• Exercise instructions: The line holding "import React from" is the last one to output; start at the first line of the data, keep every line in between exactly, and leave out pictures.
═════ Data shown ═════
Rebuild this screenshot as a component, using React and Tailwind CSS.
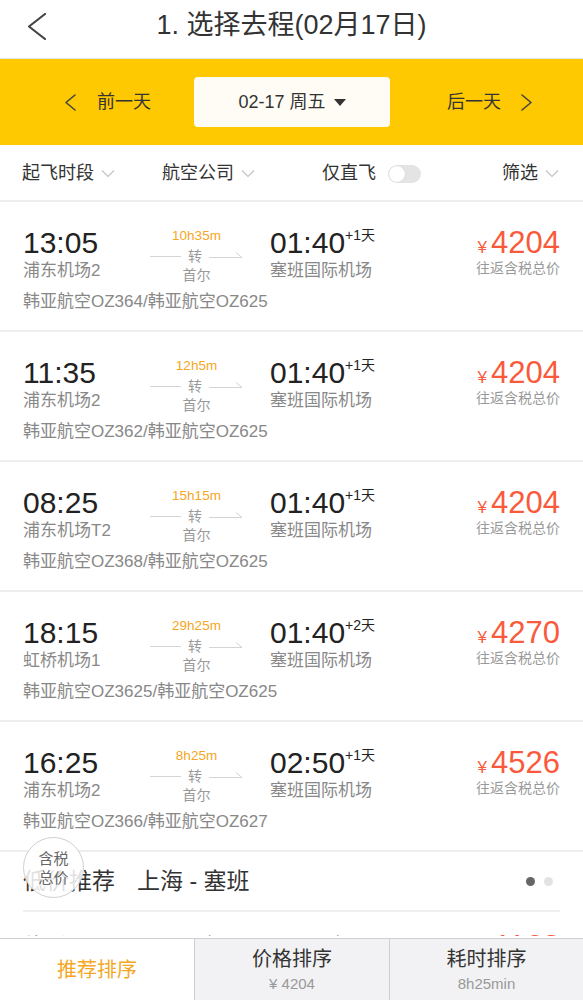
import React from "react";

const flights = [
  { dep: "13:05", depAp: "浦东机场2", dur: "10h35m", arr: "01:40", plus: "+1天", price: "4204", airline: "韩亚航空OZ364/韩亚航空OZ625" },
  { dep: "11:35", depAp: "浦东机场2", dur: "12h5m", arr: "01:40", plus: "+1天", price: "4204", airline: "韩亚航空OZ362/韩亚航空OZ625" },
  { dep: "08:25", depAp: "浦东机场T2", dur: "15h15m", arr: "01:40", plus: "+1天", price: "4204", airline: "韩亚航空OZ368/韩亚航空OZ625" },
  { dep: "18:15", depAp: "虹桥机场1", dur: "29h25m", arr: "01:40", plus: "+2天", price: "4270", airline: "韩亚航空OZ3625/韩亚航空OZ625" },
  { dep: "16:25", depAp: "浦东机场2", dur: "8h25m", arr: "02:50", plus: "+1天", price: "4526", airline: "韩亚航空OZ366/韩亚航空OZ627" },
];

const FONT = { fontFamily: '"Liberation Sans", "Noto Sans CJK SC", sans-serif' };

function SmallDown() {
  return (
    <svg width="14" height="9" viewBox="0 0 14 9" className="ml-[7px]">
      <path d="M1 1.5 L7 7.5 L13 1.5" fill="none" stroke="#c4c4c4" strokeWidth="1.2" />
    </svg>
  );
}

function Chevron({ dir = "left", w = 10, h = 17, stroke = "#444", sw = 1.8 }) {
  const d = dir === "left" ? `M${w - 1} 1 L1 ${h / 2} L${w - 1} ${h - 1}` : `M1 1 L${w - 1} ${h / 2} L1 ${h - 1}`;
  return (
    <svg width={w} height={h} viewBox={`0 0 ${w} ${h}`}>
      <path d={d} fill="none" stroke={stroke} strokeWidth={sw} strokeLinecap="round" strokeLinejoin="round" />
    </svg>
  );
}

function FlightCard({ f }) {
  return (
    <div className="h-[130px] border-t-2 border-[#eeeeee] bg-white pl-[23px] pr-[23px] pt-[26px]">
      <div className="flex">
        <div className="w-[127px]">
          <div className="text-[30px] leading-[30px] text-[#222]">{f.dep}</div>
          <div className="mt-[3px] text-[17px] leading-[20px] text-[#888]">{f.depAp}</div>
        </div>
        <div className="flex w-[93px] flex-col items-center">
          <div className="mt-[1px] text-[13.5px] leading-[14px] text-[#f5a623]">{f.dur}</div>
          <div className="mt-[4px] flex w-full items-center">
            <div className="h-[1px] flex-1 bg-[#d4d4d4]" />
            <div className="px-[7px] text-[14px] leading-[18px] text-[#999]">转</div>
            <div className="relative flex-1">
              <svg width="34" height="8" viewBox="0 0 34 8" className="block" style={{ marginTop: "-2px" }}>
                <path d="M0 6.5 L33 6.5 L27 1.5" fill="none" stroke="#d4d4d4" strokeWidth="1" />
              </svg>
            </div>
          </div>
          <div className="mt-[1px] text-[14px] leading-[18px] text-[#999]">首尔</div>
        </div>
        <div className="ml-[27px] flex-1">
          <div className="flex items-start">
            <span className="text-[30px] leading-[30px] text-[#222]">{f.arr}</span>
            <span className="mt-[-1px] text-[14px] leading-[16px] text-[#222]">{f.plus}</span>
          </div>
          <div className="mt-[3px] text-[17px] leading-[20px] text-[#888]">塞班国际机场</div>
        </div>
        <div className="flex flex-col items-end">
          <div className="flex items-baseline text-[#fa5a3c]">
            <span className="mr-[4px] text-[17px] leading-[30px]">¥</span>
            <span className="text-[31px] leading-[30px]">{f.price}</span>
          </div>
          <div className="mt-[-3px] text-[14px] leading-[17px] text-[#999]">往返含税总价</div>
        </div>
      </div>
      <div className="mt-[8px] text-[17px] leading-[20px] text-[#888]">{f.airline}</div>
    </div>
  );
}

export default function App() {
  return (
    <div className="relative h-[1000px] w-[583px] overflow-hidden bg-white" style={FONT}>
      {/* header */}
      <div className="relative flex h-[59px] justify-center border-b border-[#e6e6e6] bg-white pt-[9px]">
        <div className="absolute left-[28px] top-[13px]">
          <Chevron dir="left" w={18} h={27} stroke="#444" sw={2.2} />
        </div>
        <div className="text-[27px] leading-[32px] text-[#333]">1. 选择去程(02月17日)</div>
      </div>

      {/* date bar */}
      <div className="flex h-[86px] items-center bg-[#fec900]">
        <div className="flex w-[194px] items-center pl-[65px]">
          <Chevron dir="left" w={11} h={17} stroke="#444" sw={1.6} />
          <span className="ml-[21px] text-[18px] text-[#333]">前一天</span>
        </div>
        <div className="flex h-[50px] w-[196px] items-center justify-center rounded-[4px] bg-[#fffcf5]">
          <span className="text-[18px] text-[#333]">02-17 周五</span>
          <svg width="12" height="7" viewBox="0 0 12 7" className="ml-[8px]">
            <path d="M0 0 L12 0 L6 7 Z" fill="#333" />
          </svg>
        </div>
        <div className="flex flex-1 items-center pl-[57px]">
          <span className="text-[18px] text-[#333]">后一天</span>
          <span className="ml-[20px]">
            <Chevron dir="right" w={11} h={17} stroke="#444" sw={1.6} />
          </span>
        </div>
      </div>

      {/* filter bar */}
      <div className="flex h-[55px] items-center bg-white pt-[2px] text-[18px] text-[#333]">
        <div className="flex w-[162px] items-center pl-[22px]">
          起飞时段<SmallDown />
        </div>
        <div className="flex w-[160px] items-center">
          航空公司<SmallDown />
        </div>
        <div className="flex w-[180px] items-center">
          仅直飞
          <div className="ml-[12px] flex h-[18px] w-[33px] items-center rounded-full bg-[#e4e4e4] p-[1px]">
            <div className="h-[16px] w-[16px] rounded-full bg-white shadow-[0_0_1px_rgba(0,0,0,0.2)]" />
          </div>
        </div>
        <div className="flex items-center">
          筛选<SmallDown />
        </div>
      </div>

      {flights.map((f) => (
        <FlightCard key={f.dep} f={f} />
      ))}

      {/* recommend */}
      <div className="border-t-2 border-[#eeeeee] px-[23px]">
        <div className="flex h-[60px] items-center border-b-2 border-[#f0f0f0]">
          <span className="text-[23px] text-[#333]">低价推荐</span>
          <span className="ml-[22px] text-[23px] text-[#333]">上海 - 塞班</span>
          <div className="ml-auto mr-[7px] flex items-center gap-[9px]">
            <div className="h-[9px] w-[9px] rounded-full bg-[#666]" />
            <div className="h-[9px] w-[9px] rounded-full bg-[#e3e3e3]" />
          </div>
        </div>
        <div className="h-[24px] overflow-hidden">
          <div className="flex pt-[23px] text-[22px] leading-[24px] text-[#333]">
            <span className="w-[152px]">往返</span>
            <span className="w-[152px]">三晚</span>
            <span>直飞</span>
            <span className="ml-auto text-[31px] text-[#fa5a3c]">4163</span>
          </div>
        </div>
      </div>

      {/* badge */}
      <div className="absolute left-[23px] top-[837px] flex h-[61px] w-[61px] flex-col items-center justify-center rounded-full border border-[#d0d0d0] bg-[rgba(255,255,255,0.85)] text-[15px] leading-[19px] text-[#666]">
        <span>含税</span>
        <span>总价</span>
      </div>

      {/* bottom tabs */}
      <div className="absolute bottom-0 left-0 flex h-[62px] w-[583px] border-t border-[#cfcfcf] bg-white">
        <div className="flex w-[194px] items-center justify-center text-[20px] text-[#f5a623]">推荐排序</div>
        <div className="flex w-[195px] flex-col items-center justify-center border-l border-[#cfcfcf] bg-[#f2f2f4]">
          <span className="text-[20px] leading-[24px] text-[#333]">价格排序</span>
          <span className="mt-[4px] text-[15px] leading-[17px] text-[#999]">¥ 4204</span>
        </div>
        <div className="flex flex-1 flex-col items-center justify-center border-l border-[#cfcfcf] bg-[#f2f2f4]">
          <span className="text-[20px] leading-[24px] text-[#333]">耗时排序</span>
          <span className="mt-[4px] text-[15px] leading-[17px] text-[#999]">8h25min</span>
        </div>
      </div>
    </div>
  );
}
═════
• The completed task:
Rebuild this screenshot as a component, using React and Tailwind CSS.
import React from "react";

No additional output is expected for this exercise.